Sunday, April 5, 2009

Types of Equity Mutual Funds

We all know what a mutual fund is. A Mutual fund is nothing but a common pool of money collected from investors and managed by a fund manager who would buy/sell stocks on our behalf and share the profit/loss with us. To know more about mutual funds click here

If somebody is talking about mutual funds, almost always they talk about equity mutual funds.

What is an Equity Mutual Fund?

A MF scheme that invests at least 65% of its fund corpus into equity and equity related instruments is called an equity mutual fund. Equity funds carry the most risk among all kinds of MFs because they invest in the stock market. This risk comes with the potential of high returns.

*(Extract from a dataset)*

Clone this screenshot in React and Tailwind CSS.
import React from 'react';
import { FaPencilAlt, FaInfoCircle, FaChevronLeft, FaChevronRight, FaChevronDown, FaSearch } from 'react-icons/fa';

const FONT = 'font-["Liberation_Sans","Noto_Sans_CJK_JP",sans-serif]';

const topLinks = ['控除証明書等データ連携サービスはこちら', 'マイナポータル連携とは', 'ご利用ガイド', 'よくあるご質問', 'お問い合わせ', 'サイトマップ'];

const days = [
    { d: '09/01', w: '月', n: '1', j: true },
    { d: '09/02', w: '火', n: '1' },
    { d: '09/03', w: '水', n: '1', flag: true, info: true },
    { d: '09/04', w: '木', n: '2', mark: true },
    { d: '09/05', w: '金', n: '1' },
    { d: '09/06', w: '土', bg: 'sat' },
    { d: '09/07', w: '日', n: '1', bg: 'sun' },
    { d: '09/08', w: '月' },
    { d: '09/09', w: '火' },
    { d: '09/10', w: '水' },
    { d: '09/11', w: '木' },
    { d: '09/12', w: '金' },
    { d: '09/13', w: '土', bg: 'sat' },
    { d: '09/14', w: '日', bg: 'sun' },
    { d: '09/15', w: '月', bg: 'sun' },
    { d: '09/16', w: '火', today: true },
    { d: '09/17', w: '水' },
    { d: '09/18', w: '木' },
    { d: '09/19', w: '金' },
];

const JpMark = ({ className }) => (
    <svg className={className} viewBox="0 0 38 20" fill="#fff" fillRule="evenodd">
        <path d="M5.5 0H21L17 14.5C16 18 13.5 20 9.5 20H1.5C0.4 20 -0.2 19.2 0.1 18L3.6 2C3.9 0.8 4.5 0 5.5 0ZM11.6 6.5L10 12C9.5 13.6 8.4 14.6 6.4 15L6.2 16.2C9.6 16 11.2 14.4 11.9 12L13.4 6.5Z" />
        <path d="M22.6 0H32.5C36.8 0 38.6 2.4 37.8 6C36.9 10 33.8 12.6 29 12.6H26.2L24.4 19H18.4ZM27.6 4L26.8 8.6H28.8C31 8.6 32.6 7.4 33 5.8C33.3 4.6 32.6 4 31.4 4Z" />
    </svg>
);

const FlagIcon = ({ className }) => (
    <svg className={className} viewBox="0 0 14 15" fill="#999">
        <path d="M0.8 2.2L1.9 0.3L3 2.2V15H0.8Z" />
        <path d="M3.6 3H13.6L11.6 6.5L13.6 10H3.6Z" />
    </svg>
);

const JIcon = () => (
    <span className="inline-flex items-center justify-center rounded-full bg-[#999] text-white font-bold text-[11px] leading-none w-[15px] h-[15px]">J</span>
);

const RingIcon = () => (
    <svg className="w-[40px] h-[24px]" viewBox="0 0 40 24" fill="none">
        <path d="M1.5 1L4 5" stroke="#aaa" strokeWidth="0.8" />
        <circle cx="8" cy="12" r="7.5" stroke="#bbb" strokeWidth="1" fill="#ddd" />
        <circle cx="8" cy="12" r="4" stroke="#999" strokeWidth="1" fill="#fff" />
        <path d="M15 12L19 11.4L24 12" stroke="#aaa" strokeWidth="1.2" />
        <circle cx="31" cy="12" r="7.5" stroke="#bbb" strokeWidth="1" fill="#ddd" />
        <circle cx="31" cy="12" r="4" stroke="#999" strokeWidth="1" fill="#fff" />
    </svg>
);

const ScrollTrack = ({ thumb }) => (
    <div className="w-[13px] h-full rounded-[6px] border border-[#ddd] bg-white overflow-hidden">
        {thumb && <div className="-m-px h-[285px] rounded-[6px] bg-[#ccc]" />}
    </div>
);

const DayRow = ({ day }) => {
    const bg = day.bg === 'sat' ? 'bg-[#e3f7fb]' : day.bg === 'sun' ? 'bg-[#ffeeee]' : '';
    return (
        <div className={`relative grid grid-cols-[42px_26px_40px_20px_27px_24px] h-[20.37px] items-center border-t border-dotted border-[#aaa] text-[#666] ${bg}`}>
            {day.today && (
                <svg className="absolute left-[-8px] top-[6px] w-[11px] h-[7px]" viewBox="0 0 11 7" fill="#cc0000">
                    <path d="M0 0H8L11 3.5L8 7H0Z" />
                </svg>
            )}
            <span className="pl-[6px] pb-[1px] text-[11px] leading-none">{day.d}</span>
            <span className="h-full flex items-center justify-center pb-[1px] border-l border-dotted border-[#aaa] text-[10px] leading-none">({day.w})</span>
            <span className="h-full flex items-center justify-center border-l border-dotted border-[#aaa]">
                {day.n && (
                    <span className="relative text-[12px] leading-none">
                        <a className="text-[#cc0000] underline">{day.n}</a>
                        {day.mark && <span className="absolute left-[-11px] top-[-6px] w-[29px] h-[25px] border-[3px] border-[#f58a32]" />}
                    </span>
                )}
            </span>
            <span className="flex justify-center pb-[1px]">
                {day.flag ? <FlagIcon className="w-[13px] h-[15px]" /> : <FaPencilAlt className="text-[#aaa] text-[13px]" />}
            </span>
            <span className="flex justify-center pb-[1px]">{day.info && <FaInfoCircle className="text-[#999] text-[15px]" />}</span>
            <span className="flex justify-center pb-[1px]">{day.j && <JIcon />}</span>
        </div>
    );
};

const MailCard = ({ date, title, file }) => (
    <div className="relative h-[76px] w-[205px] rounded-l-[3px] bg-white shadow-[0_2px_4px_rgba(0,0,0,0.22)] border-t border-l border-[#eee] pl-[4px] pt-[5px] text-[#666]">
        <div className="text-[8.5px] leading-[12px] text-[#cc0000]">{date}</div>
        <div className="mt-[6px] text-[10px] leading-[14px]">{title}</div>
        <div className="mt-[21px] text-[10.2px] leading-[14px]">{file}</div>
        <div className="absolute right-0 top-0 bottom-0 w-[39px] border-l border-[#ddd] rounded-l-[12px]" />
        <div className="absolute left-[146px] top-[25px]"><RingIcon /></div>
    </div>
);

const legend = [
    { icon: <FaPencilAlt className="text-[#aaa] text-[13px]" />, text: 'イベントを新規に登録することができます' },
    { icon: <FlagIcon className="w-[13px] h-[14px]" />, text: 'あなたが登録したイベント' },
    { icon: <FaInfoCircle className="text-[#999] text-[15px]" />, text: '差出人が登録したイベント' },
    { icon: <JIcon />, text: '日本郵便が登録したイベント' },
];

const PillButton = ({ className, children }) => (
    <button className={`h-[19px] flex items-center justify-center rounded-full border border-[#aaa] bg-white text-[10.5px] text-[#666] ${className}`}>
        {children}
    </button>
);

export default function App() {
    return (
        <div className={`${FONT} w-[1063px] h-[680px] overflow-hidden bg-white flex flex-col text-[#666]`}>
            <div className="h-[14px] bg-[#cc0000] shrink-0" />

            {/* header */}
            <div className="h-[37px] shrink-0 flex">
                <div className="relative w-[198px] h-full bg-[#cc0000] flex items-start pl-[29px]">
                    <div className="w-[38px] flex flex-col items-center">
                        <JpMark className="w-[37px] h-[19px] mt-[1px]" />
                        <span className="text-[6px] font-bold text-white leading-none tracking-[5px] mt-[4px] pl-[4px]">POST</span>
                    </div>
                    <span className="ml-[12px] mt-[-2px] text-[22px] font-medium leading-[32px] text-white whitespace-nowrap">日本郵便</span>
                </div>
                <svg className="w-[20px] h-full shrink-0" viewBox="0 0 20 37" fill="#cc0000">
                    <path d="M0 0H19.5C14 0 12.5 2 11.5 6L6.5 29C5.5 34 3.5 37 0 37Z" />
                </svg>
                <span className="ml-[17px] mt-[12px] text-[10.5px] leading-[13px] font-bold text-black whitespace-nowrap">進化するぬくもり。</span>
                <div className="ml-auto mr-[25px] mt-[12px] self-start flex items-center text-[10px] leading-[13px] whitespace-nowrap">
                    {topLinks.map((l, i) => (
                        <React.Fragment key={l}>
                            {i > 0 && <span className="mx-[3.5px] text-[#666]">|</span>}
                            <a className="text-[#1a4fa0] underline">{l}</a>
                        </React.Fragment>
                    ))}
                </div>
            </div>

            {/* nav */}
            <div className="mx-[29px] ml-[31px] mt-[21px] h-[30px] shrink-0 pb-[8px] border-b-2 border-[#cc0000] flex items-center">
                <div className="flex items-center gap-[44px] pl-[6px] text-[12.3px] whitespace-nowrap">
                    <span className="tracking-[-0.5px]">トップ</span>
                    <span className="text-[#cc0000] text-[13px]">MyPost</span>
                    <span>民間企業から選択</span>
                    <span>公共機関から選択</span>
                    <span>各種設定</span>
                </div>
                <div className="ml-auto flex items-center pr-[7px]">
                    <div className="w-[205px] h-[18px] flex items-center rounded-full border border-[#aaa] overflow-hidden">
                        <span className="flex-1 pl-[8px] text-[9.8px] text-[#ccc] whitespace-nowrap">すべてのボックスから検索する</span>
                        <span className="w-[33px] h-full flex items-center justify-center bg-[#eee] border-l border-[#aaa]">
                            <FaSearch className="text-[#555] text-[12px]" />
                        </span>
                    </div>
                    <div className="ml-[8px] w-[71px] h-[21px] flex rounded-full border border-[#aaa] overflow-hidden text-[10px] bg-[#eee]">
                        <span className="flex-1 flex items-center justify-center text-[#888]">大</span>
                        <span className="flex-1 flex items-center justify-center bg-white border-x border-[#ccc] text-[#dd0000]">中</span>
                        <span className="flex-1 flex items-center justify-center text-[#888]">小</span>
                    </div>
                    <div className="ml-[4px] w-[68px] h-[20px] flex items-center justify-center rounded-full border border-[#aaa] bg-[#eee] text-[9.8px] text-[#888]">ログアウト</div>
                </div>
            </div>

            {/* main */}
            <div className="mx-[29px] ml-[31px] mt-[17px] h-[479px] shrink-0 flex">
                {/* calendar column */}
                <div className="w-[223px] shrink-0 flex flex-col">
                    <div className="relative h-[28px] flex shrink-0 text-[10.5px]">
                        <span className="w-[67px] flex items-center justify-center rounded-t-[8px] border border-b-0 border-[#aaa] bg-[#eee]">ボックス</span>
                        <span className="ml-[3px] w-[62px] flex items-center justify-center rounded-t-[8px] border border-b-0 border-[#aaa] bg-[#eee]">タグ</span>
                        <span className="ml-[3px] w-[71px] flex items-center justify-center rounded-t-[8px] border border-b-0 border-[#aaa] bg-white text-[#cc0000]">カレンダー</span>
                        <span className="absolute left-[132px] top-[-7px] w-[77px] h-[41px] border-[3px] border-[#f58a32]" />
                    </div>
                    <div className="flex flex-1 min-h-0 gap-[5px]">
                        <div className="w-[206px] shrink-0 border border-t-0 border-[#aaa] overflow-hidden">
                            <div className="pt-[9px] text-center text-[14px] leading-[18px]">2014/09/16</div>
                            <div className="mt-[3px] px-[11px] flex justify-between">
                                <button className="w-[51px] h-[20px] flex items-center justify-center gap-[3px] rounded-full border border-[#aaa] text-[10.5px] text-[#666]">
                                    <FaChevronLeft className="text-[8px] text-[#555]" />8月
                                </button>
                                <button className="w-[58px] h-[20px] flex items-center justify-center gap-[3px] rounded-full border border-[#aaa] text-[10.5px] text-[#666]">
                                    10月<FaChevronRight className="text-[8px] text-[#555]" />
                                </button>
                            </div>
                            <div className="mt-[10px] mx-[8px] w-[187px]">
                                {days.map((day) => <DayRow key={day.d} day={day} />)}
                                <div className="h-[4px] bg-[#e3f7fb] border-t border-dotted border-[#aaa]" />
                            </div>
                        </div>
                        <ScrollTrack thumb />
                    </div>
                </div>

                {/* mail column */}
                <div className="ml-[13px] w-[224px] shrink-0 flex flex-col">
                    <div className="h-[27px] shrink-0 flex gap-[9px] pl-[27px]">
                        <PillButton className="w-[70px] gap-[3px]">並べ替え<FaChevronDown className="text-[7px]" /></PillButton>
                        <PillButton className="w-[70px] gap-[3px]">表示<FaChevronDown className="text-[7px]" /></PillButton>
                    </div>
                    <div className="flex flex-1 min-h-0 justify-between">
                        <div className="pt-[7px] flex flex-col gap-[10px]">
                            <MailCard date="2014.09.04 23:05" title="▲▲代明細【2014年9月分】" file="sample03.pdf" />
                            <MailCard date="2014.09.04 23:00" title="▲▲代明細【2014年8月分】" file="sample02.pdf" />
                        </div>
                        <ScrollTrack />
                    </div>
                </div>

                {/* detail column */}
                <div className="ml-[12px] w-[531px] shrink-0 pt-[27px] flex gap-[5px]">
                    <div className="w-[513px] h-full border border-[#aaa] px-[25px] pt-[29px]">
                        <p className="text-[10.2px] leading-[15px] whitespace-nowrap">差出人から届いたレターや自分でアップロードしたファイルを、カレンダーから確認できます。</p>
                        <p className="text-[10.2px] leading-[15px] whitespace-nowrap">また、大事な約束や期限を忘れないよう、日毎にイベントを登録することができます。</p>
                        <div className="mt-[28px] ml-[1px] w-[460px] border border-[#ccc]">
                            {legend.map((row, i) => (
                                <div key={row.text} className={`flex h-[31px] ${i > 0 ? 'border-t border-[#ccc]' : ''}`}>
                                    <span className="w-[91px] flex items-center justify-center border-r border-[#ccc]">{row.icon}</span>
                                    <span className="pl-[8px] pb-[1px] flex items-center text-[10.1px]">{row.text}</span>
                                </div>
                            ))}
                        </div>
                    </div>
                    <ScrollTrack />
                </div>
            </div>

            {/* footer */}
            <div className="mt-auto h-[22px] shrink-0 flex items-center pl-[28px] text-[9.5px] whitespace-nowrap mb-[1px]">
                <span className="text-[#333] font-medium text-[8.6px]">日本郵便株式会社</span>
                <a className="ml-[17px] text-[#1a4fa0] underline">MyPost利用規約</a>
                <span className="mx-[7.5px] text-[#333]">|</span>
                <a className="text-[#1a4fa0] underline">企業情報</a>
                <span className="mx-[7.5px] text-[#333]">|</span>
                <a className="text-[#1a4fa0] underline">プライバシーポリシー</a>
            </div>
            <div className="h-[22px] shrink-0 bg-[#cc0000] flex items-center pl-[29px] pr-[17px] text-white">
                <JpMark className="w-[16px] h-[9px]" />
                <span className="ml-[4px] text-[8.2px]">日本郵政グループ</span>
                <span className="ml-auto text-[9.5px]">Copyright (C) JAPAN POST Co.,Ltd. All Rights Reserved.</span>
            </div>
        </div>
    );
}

Types of Equity mutual funds:

Based on the investing style equity mutual funds are broadly classified into 4 categories:

  1. Equity Diversified funds
  2. Equity Linked Saving Schemes (ELSS)
  3. Index funds & ETFs
  4. Sectoral Funds

Equity Diversified Funds:

These are actively managed funds that invest across stocks and sectors. They do not concentrate on only a few sectors or scrips but focus on either large-caps or mid and small caps. They could also be thematic, for instance funds focusing on rural growth or infrastructure. These funds are riskier than index funds because their performance depends on the fund managers abilities to buy and sell the right stocks at the right time.

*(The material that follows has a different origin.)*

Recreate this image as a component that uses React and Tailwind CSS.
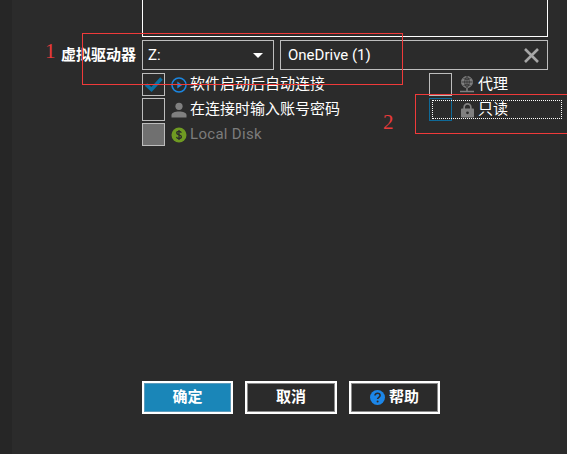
const font = { fontFamily: '"Roboto","Noto Sans CJK SC",sans-serif' };

function Box({ className = "", children }) {
  return <div className={"w-[23px] h-[23px] shrink-0 border flex items-center justify-center " + className}>{children}</div>;
}
const Play = () => (
  <svg width="16" height="16" viewBox="0 0 16 16" fill="none"><circle cx="8" cy="8" r="7" stroke="#1c86e0" strokeWidth="1.6" /><path d="M6.300 4.600 11.200 8l-4.900 3.400z" fill="#1c86e0" /></svg>
);
const User = () => (
  <svg width="16" height="16" viewBox="0 0 16 16" fill="#808080"><circle cx="8" cy="4.300" r="3.600" /><path d="M0.500 15.500v-2.300c0-2.400 3.300-3.700 7.500-3.700s7.500 1.300 7.500 3.700v2.300z" /></svg>
);
const Dollar = () => (
  <svg width="16" height="16" viewBox="0 0 16 16"><circle cx="8" cy="8" r="7.500" fill="#6f9a22" /><path d="M10.300 5.800C10 4.800 9 4.400 8 4.400c-1.300 0-2.300.6-2.300 1.700 0 2.300 4.700 1.300 4.700 3.700 0 1.100-1.100 1.800-2.400 1.800-1.200 0-2.200-.6-2.500-1.700M8 3v10" fill="none" stroke="#2b2b2b" strokeWidth="1.300" /></svg>
);
const Globe = () => (
  <svg width="16" height="17" viewBox="0 0 16 17" fill="none" stroke="#808080"><circle cx="8" cy="6" r="5.500" fill="#808080" /><path d="M2.500 6h11M8 .5v11M4.500 2.500c2 1 5 1 7 0M4.500 9.500c2-1 5-1 7 0M8 .5C5 3 5 9 8 11.500M8 .5c3 2.500 3 8.500 0 11" stroke="#2b2b2b" strokeWidth=".8" /><path d="M8 12v3M1 15.500h14" strokeWidth="1.500" /></svg>
);
const Lock = () => (
  <svg width="13" height="16" viewBox="0 0 14 16" fill="#808080"><path fillRule="evenodd" d="M1 6.500h1.500V5a4.500 4.500 0 0 1 9 0v1.500H13a1 1 0 0 1 1 1V15a1 1 0 0 1-1 1H1a1 1 0 0 1-1-1V7.500a1 1 0 0 1 1-1zM4.300 6.500h5.400V5a2.700 2.700 0 0 0-5.400 0zM7 9.500a1.500 1.500 0 1 0 0 3 1.500 1.500 0 0 0 0-3z" /></svg>
);

export default function App() {
  return (
    <div className="relative w-[567px] h-[454px] overflow-hidden flex bg-[#2b2b2b] text-white text-[15px]" style={font}>
      <div className="w-[12px] bg-[#262626] shrink-0" />
      <div className="flex-1 flex flex-col pl-[130px] pr-[19px]">
        <div className="h-[37px] border-x border-b border-white shrink-0" />
        <div className="relative flex gap-[6px] mt-[3px] h-[30px] shrink-0">
          <span className="absolute right-[412px] top-[5px] font-bold text-[15px] leading-[20px] whitespace-nowrap">虚拟驱动器</span>
          <div className="w-[132px] border border-[#bdbdbd] flex items-center justify-between pl-[5px] pr-[10px]">
            <span>Z:</span>
            <span className="w-0 h-0 border-x-[5px] border-x-transparent border-t-[5px] border-t-white" />
          </div>
          <div className="flex-1 border border-[#bdbdbd] flex items-center justify-between pl-[7px] pr-[8px]">
            <span>OneDrive (1)</span>
            <svg width="15" height="15" viewBox="0 0 15 15" stroke="#a6a6a6" strokeWidth="2.600"><path d="M1 1l13 13M14 1 1 14" /></svg>
          </div>
        </div>
        <div className="flex mt-[3px] shrink-0">
          <div className="w-[287px] flex flex-col gap-[2px]">
            <div className="flex items-center h-[23px]">
              <Box className="border-[#bdbdbd]">
                <svg width="18" height="15" viewBox="0 0 18 15" fill="none" stroke="#0b6fa3" strokeWidth="3.500"><path d="M1 7.500 6.500 12.500 16.500 1.500" /></svg>
              </Box>
              <span className="ml-[6px]"><Play /></span>
              <span className="ml-[3px] leading-[23px] whitespace-nowrap">软件启动后自动连接</span>
            </div>
            <div className="flex items-center h-[23px]">
              <Box className="border-[#bdbdbd]" />
              <span className="ml-[6px]"><User /></span>
              <span className="ml-[3px] leading-[23px] whitespace-nowrap">在连接时输入账号密码</span>
            </div>
            <div className="flex items-center h-[23px]">
              <Box className="border-[#bdbdbd] bg-[#707070]" />
              <span className="ml-[6px]"><Dollar /></span>
              <span className="ml-[3px] leading-[23px] text-[#7c7c7c] tracking-[0.3px] whitespace-nowrap">Local Disk</span>
            </div>
          </div>
          <div className="flex flex-col gap-[2px]">
            <div className="flex items-center h-[23px]">
              <Box className="border-[#bdbdbd]" />
              <span className="ml-[7px]"><Globe /></span>
              <span className="ml-[3px] leading-[23px] whitespace-nowrap">代理</span>
            </div>
            <div className="relative flex items-center h-[23px]">
              <Box className="border-[#0f6a98]" />
              <span className="ml-[9px]"><Lock /></span>
              <span className="ml-[4px] leading-[23px] whitespace-nowrap">只读</span>
              <div className="absolute left-[3px] top-[2px] w-[130px] h-[19px] border border-dotted border-white" />
            </div>
          </div>
        </div>
        <div className="flex gap-[12px] mt-[235px] shrink-0 font-bold">
          <button className="w-[91px] h-[33px] border-2 border-white bg-[#1a86b8] outline outline-1 -outline-offset-3 outline-[#5d9cbc] flex items-center justify-center">确定</button>
          <button className="w-[92px] h-[33px] border-2 border-white bg-[#2b2b2b] outline outline-1 -outline-offset-3 outline-[#8a8a8a] flex items-center justify-center">取消</button>
          <button className="w-[91px] h-[33px] border-2 border-white bg-[#2b2b2b] outline outline-1 -outline-offset-3 outline-[#8a8a8a] flex items-center justify-center gap-[4px]">
            <svg width="15" height="15" viewBox="0 0 15 15"><circle cx="7.500" cy="7.500" r="7.500" fill="#1c86e8" /><path d="M5 5.600C5 4.200 6.200 3.300 7.500 3.300s2.600.8 2.600 2.200c0 1.800-2.500 1.900-2.500 3.600" fill="none" stroke="#2b2b2b" strokeWidth="1.600" /><circle cx="7.600" cy="11.400" r="1" fill="#2b2b2b" /></svg>
            帮助
          </button>
        </div>
      </div>

      <div className="absolute left-[82px] top-[33px] w-[321px] h-[52px] border border-[#f03a3a]" />
      <div className="absolute left-[415px] top-[94px] w-[170px] h-[40px] border border-[#f03a3a]" />
      <span className="absolute left-[45px] top-[39px] text-[#e83a3a] text-[21px] leading-[24px]" style={{ fontFamily: '"Liberation Serif",serif' }}>1</span>
      <span className="absolute left-[383px] top-[110px] text-[#e83a3a] text-[21px] leading-[24px]" style={{ fontFamily: '"Liberation Serif",serif' }}>2</span>
    </div>
  );
}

The top 3 Equity diversified funds are:

  1. ICICI Prudential Infrastructure fund
  2. Reliance RSF – Equity
  3. UTI dividend yield fund

ELSS funds:

ELSS are also diversified equity funds but offer income tax deduction under sec 80C up to a limit of Rs. 1 lakh. It also imposes a three year lock in period. You cannot redeem your units before the end of 3 years.

The top 3 ELSS funds are:

  1. Sundaram BNP Paribas tax saver
  2. SBI Magnum Tax gain
  3. Fidelity Tax Advantage

Index Funds:

These are the simplest and least risky of all equity funds. They invest in all the scrips and in exactly the same proportion as the scrips lie in their underlying benchmark indices. While an index fund buys and sells scrips on the stock exchanges, an ETF (Exchange Traded Fund) appoints market participants. They exchange a basket of securities (whose composition exactly matches that of the benchmark index) against an ETF unit. These ETF units are then traded on stock exchanges like stocks.

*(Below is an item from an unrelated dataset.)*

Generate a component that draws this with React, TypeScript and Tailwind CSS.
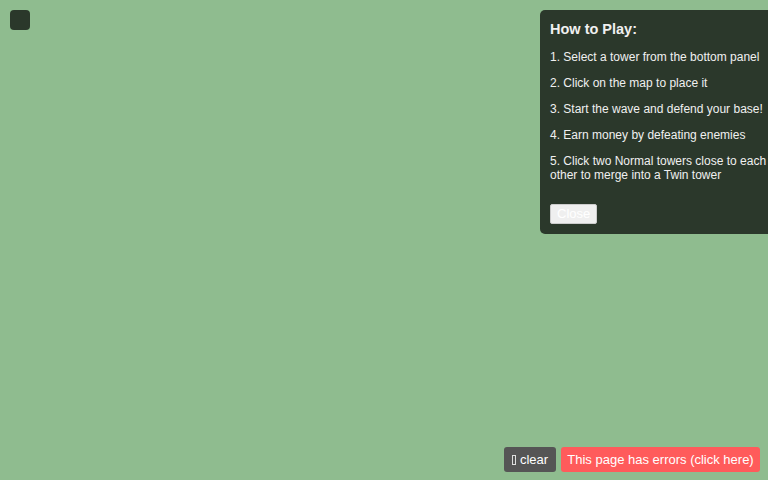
export default function App() {
  const steps = [
    '1. Select a tower from the bottom panel',
    '2. Click on the map to place it',
    '3. Start the wave and defend your base!',
    '4. Earn money by defeating enemies',
    '5. Click two Normal towers close to each other to merge into a Twin tower',
  ]

  return (
    <div className="flex h-[480px] w-[768px] flex-col overflow-hidden bg-[#8fbc8f] px-[8px] pb-[8px] pt-[10px] font-['Liberation_Sans',Arial,sans-serif]">

      {/* top: menu toggle + instructions */}
      <div className="flex items-start pl-[2px]">
        <div className="h-5 w-5 shrink-0 rounded bg-[#2b382b]" />

        <div className="ml-[510px] w-[240px] shrink-0 rounded-[5px] bg-[#2b382b] px-[10px] pb-[9px] pt-[11px] text-[#f0f0f0]">
          <h3 className="mb-[12px] text-[14.5px] font-bold leading-[17px]">
            How to Play:
          </h3>

          <div className="flex flex-col gap-[12px] text-[12px] leading-[14px]">
            {steps.map((s) => (
              <p key={s}>{s}</p>
            ))}
          </div>

          <button className="mt-[22px] rounded-[2px] border border-[#cccccc] bg-[#efefef] px-[6px] py-[1px] text-[13px] leading-[16px] text-white">
            Close
          </button>
        </div>
      </div>

      {/* error bar */}
      <div className="mt-auto flex justify-end gap-[5px] text-[13px] text-white">
        <div className="flex h-[25px] w-[52px] items-center justify-center gap-[4px] rounded-[3px] bg-[#555555]">
          <span className="inline-block h-[10px] w-[4px] border border-white/80" />
          clear
        </div>
        <div className="flex h-[25px] w-[199px] items-center justify-center rounded-[3px] bg-[#ff5b5b]">
          This page has errors (click here)
        </div>
      </div>

    </div>
  )
}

While index funds can be bought or sold from the MF or through an agent like any other ordinary scheme, ETFs can only be bought and sold on exchanges, therefore you need a DEMAT account to buy/sell them.

Sectoral Funds:

These are the riskiest of all funds. They invest in a single or at best two or three closely linked sectors. Their fortunes depend on these select sectors & its stocks only. As their name indicates, the fund house buys/sells stocks only in the sector on which it declared to invest while offering the fund. If the sector that the fund house invests performs well then our returns would be more than a equity diversified fund or an index fund but at the same time, if a sector underperforms our returns would get affected adversely. These funds are not for the normal investor. It is only for high risk and knowledgeable investors who can actively track their portfolio and exit a sector before it is adversely affected.

Note: This is not a recommendation to buy the mutual funds mentioned in their respective categories. This is just an illustration to point out the best funds in the categories as per my view as of today April 5th 2009. The funds performance may change its ranking over the next few weeks/months/years.


Happy Investing!!!

2 comments:

  1. why don't you more clarity about index mutual funds?

    ReplyDelete
  2. @ Anonymous

    Actually there is not much to clarify about index mutual funds because, they invest in all the shares in the stock index in exactly the same ratio as the index composition.

    lets say SBI, ICICI, Infosys & Reliance Industries are the only 4 companies in NSE. Relaince has 35% weightage, Infy 25%, ICICI 20% and SBI 20%.

    If this mutual fund will invest 1 lakh rupees, they will buy reliance ind worth Rs. 35000, infy worth 25000 icici worth 20000 and sbi worth 20000.